### [DO THIS]
Every entry below should be repeated exactly; the pictures should not.

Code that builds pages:
━━━━━━━━━━━━━━━━━━━━
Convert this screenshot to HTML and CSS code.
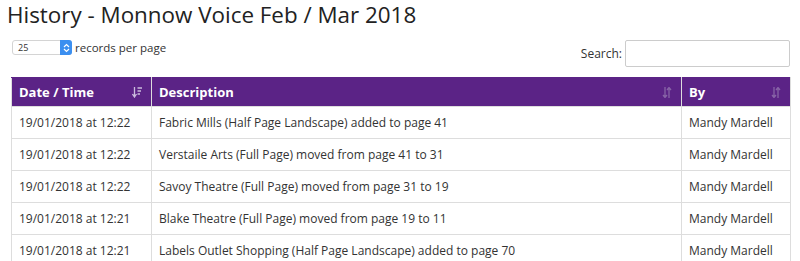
FILE: index.html
```html
<!DOCTYPE html>
<html lang="en">
<head>
    <meta charset="UTF-8">
    <title>History - Monnow Voice Feb / Mar 2018</title>
    <link rel="stylesheet" href="styles.css">
</head>
<body>
    <div class="page">
        <h1>History - Monnow Voice Feb / Mar 2018</h1>
        <div class="toolbar">
            <div class="length">
                <div class="select">
                    <span>25</span>
                    <span class="select-arrows">
                        <svg width="7" height="10" viewBox="0 0 7 10"><path d="M1 4 L3.5 1.5 L6 4 M1 6 L3.5 8.5 L6 6" fill="none" stroke="#fff" stroke-width="1.2"/></svg>
                    </span>
                </div>
                <span>records per page</span>
            </div>
            <label class="search">Search: <input type="text"></label>
        </div>
        <table class="history">
            <thead>
                <tr>
                    <th class="col-date sorted">Date / Time
                        <svg class="sort" width="10" height="11" viewBox="0 0 10 11"><path d="M2.5 0 V9 M0.5 7 L2.5 10 L4.5 7" fill="none" stroke="currentColor" stroke-width="1.3"/><path d="M5.5 1 H10 M5.5 4 H9 M5.5 7 H8" stroke="currentColor" stroke-width="1.3"/></svg>
                    </th>
                    <th class="col-desc">Description
                        <svg class="sort" width="10" height="11" viewBox="0 0 10 11"><path d="M3 0 V10 M1 8 L3 10.5 L5 8 M7 11 V1 M5 3 L7 0.5 L9 3" fill="none" stroke="currentColor" stroke-width="1.3"/></svg>
                    </th>
                    <th class="col-by">By
                        <svg class="sort" width="10" height="11" viewBox="0 0 10 11"><path d="M3 0 V10 M1 8 L3 10.5 L5 8 M7 11 V1 M5 3 L7 0.5 L9 3" fill="none" stroke="currentColor" stroke-width="1.3"/></svg>
                    </th>
                </tr>
            </thead>
            <tbody>
                <tr>
                    <td>19/01/2018 at 12:22</td>
                    <td>Fabric Mills (Half Page Landscape) added to page 41</td>
                    <td>Mandy Mardell</td>
                </tr>
                <tr>
                    <td>19/01/2018 at 12:22</td>
                    <td>Verstaile Arts (Full Page) moved from page 41 to 31</td>
                    <td>Mandy Mardell</td>
                </tr>
                <tr>
                    <td>19/01/2018 at 12:22</td>
                    <td>Savoy Theatre (Full Page) moved from page 31 to 19</td>
                    <td>Mandy Mardell</td>
                </tr>
                <tr>
                    <td>19/01/2018 at 12:21</td>
                    <td>Blake Theatre (Full Page) moved from page 19 to 11</td>
                    <td>Mandy Mardell</td>
                </tr>
                <tr>
                    <td>19/01/2018 at 12:21</td>
                    <td>Labels Outlet Shopping (Half Page Landscape) added to page 70</td>
                    <td>Mandy Mardell</td>
                </tr>
            </tbody>
        </table>
    </div>
</body>
</html>
```

FILE: styles.css
```css
body {
    margin: 0;
    font-family: "Open Sans", "Liberation Sans", sans-serif;
    color: #333;
    background: #fff;
    overflow: hidden;
}

.page {
    padding: 0 10px 0 11px;
}

h1 {
    margin: 0 0 0 -4px;
    font-size: 22.4px;
    font-weight: 400;
    line-height: 30px;
    color: #222;
}

.toolbar {
    display: flex;
    justify-content: space-between;
    align-items: flex-start;
    margin: 10px 0 10px;
}

.length {
    display: flex;
    align-items: center;
    gap: 3px;
    font-size: 11.5px;
    line-height: 14px;
    margin-left: 1px;
}

.select {
    display: flex;
    align-items: center;
    justify-content: space-between;
    width: 60px;
    height: 15px;
    box-sizing: border-box;
    border: 1px solid #d4d4d4;
    border-radius: 3px;
    padding-left: 5px;
    font-size: 9px;
    background: #fff;
}

.select-arrows {
    display: flex;
    align-items: center;
    justify-content: center;
    width: 12px;
    height: 15px;
    margin-right: -1px;
    background: #3b8ff0;
    border-radius: 0 3px 3px 0;
}

.search {
    display: flex;
    align-items: center;
    gap: 3px;
    font-size: 12px;
}

.search input {
    width: 165px;
    height: 27px;
    box-sizing: border-box;
    border: 1px solid #ccc;
    border-radius: 2px;
    margin: 0;
}

.history {
    width: 780px;
    border-collapse: collapse;
    font-size: 12px;
}

.history th {
    position: relative;
    background: #5b2386;
    color: #fff;
    font-size: 13px;
    font-weight: 700;
    text-align: left;
    height: 28px;
    padding: 0 7px;
    border: 1px solid #ddd;
    border-top-color: #5b2386;
}

.history th .sort {
    position: absolute;
    right: 9px;
    top: 9px;
    color: #8763a6;
}

.history th.sorted .sort {
    color: #cbbcdd;
}

.history td {
    height: 31px;
    padding: 0 7px;
    border: 1px solid #ddd;
}

.col-date {
    width: 125px;
}

.col-by {
    width: 94px;
}
```
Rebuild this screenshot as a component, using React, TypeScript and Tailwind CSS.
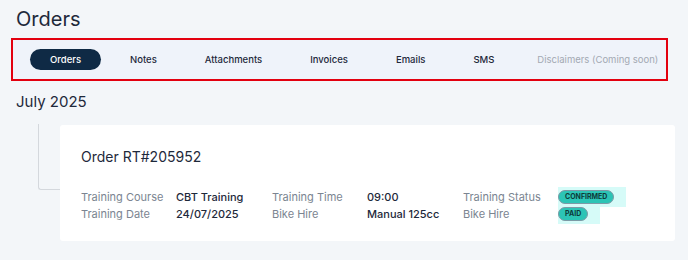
━━━━━━━━━━━━━━━━━━━━
### [COMPLETED TASK]
Convert this screenshot to HTML and CSS code.
FILE: index.html
```html
<!DOCTYPE html>
<html lang="en">
<head>
    <meta charset="UTF-8">
    <title>History - Monnow Voice Feb / Mar 2018</title>
    <link rel="stylesheet" href="styles.css">
</head>
<body>
    <div class="page">
        <h1>History - Monnow Voice Feb / Mar 2018</h1>
        <div class="toolbar">
            <div class="length">
                <div class="select">
                    <span>25</span>
                    <span class="select-arrows">
                        <svg width="7" height="10" viewBox="0 0 7 10"><path d="M1 4 L3.5 1.5 L6 4 M1 6 L3.5 8.5 L6 6" fill="none" stroke="#fff" stroke-width="1.2"/></svg>
                    </span>
                </div>
                <span>records per page</span>
            </div>
            <label class="search">Search: <input type="text"></label>
        </div>
        <table class="history">
            <thead>
                <tr>
                    <th class="col-date sorted">Date / Time
                        <svg class="sort" width="10" height="11" viewBox="0 0 10 11"><path d="M2.5 0 V9 M0.5 7 L2.5 10 L4.5 7" fill="none" stroke="currentColor" stroke-width="1.3"/><path d="M5.5 1 H10 M5.5 4 H9 M5.5 7 H8" stroke="currentColor" stroke-width="1.3"/></svg>
                    </th>
                    <th class="col-desc">Description
                        <svg class="sort" width="10" height="11" viewBox="0 0 10 11"><path d="M3 0 V10 M1 8 L3 10.5 L5 8 M7 11 V1 M5 3 L7 0.5 L9 3" fill="none" stroke="currentColor" stroke-width="1.3"/></svg>
                    </th>
                    <th class="col-by">By
                        <svg class="sort" width="10" height="11" viewBox="0 0 10 11"><path d="M3 0 V10 M1 8 L3 10.5 L5 8 M7 11 V1 M5 3 L7 0.5 L9 3" fill="none" stroke="currentColor" stroke-width="1.3"/></svg>
                    </th>
                </tr>
            </thead>
            <tbody>
                <tr>
                    <td>19/01/2018 at 12:22</td>
                    <td>Fabric Mills (Half Page Landscape) added to page 41</td>
                    <td>Mandy Mardell</td>
                </tr>
                <tr>
                    <td>19/01/2018 at 12:22</td>
                    <td>Verstaile Arts (Full Page) moved from page 41 to 31</td>
                    <td>Mandy Mardell</td>
                </tr>
                <tr>
                    <td>19/01/2018 at 12:22</td>
                    <td>Savoy Theatre (Full Page) moved from page 31 to 19</td>
                    <td>Mandy Mardell</td>
                </tr>
                <tr>
                    <td>19/01/2018 at 12:21</td>
                    <td>Blake Theatre (Full Page) moved from page 19 to 11</td>
                    <td>Mandy Mardell</td>
                </tr>
                <tr>
                    <td>19/01/2018 at 12:21</td>
                    <td>Labels Outlet Shopping (Half Page Landscape) added to page 70</td>
                    <td>Mandy Mardell</td>
                </tr>
            </tbody>
        </table>
    </div>
</body>
</html>
```

FILE: styles.css
```css
body {
    margin: 0;
    font-family: "Open Sans", "Liberation Sans", sans-serif;
    color: #333;
    background: #fff;
    overflow: hidden;
}

.page {
    padding: 0 10px 0 11px;
}

h1 {
    margin: 0 0 0 -4px;
    font-size: 22.4px;
    font-weight: 400;
    line-height: 30px;
    color: #222;
}

.toolbar {
    display: flex;
    justify-content: space-between;
    align-items: flex-start;
    margin: 10px 0 10px;
}

.length {
    display: flex;
    align-items: center;
    gap: 3px;
    font-size: 11.5px;
    line-height: 14px;
    margin-left: 1px;
}

.select {
    display: flex;
    align-items: center;
    justify-content: space-between;
    width: 60px;
    height: 15px;
    box-sizing: border-box;
    border: 1px solid #d4d4d4;
    border-radius: 3px;
    padding-left: 5px;
    font-size: 9px;
    background: #fff;
}

.select-arrows {
    display: flex;
    align-items: center;
    justify-content: center;
    width: 12px;
    height: 15px;
    margin-right: -1px;
    background: #3b8ff0;
    border-radius: 0 3px 3px 0;
}

.search {
    display: flex;
    align-items: center;
    gap: 3px;
    font-size: 12px;
}

.search input {
    width: 165px;
    height: 27px;
    box-sizing: border-box;
    border: 1px solid #ccc;
    border-radius: 2px;
    margin: 0;
}

.history {
    width: 780px;
    border-collapse: collapse;
    font-size: 12px;
}

.history th {
    position: relative;
    background: #5b2386;
    color: #fff;
    font-size: 13px;
    font-weight: 700;
    text-align: left;
    height: 28px;
    padding: 0 7px;
    border: 1px solid #ddd;
    border-top-color: #5b2386;
}

.history th .sort {
    position: absolute;
    right: 9px;
    top: 9px;
    color: #8763a6;
}

.history th.sorted .sort {
    color: #cbbcdd;
}

.history td {
    height: 31px;
    padding: 0 7px;
    border: 1px solid #ddd;
}

.col-date {
    width: 125px;
}

.col-by {
    width: 94px;
}
```
Rebuild this screenshot as a component, using React, TypeScript and Tailwind CSS.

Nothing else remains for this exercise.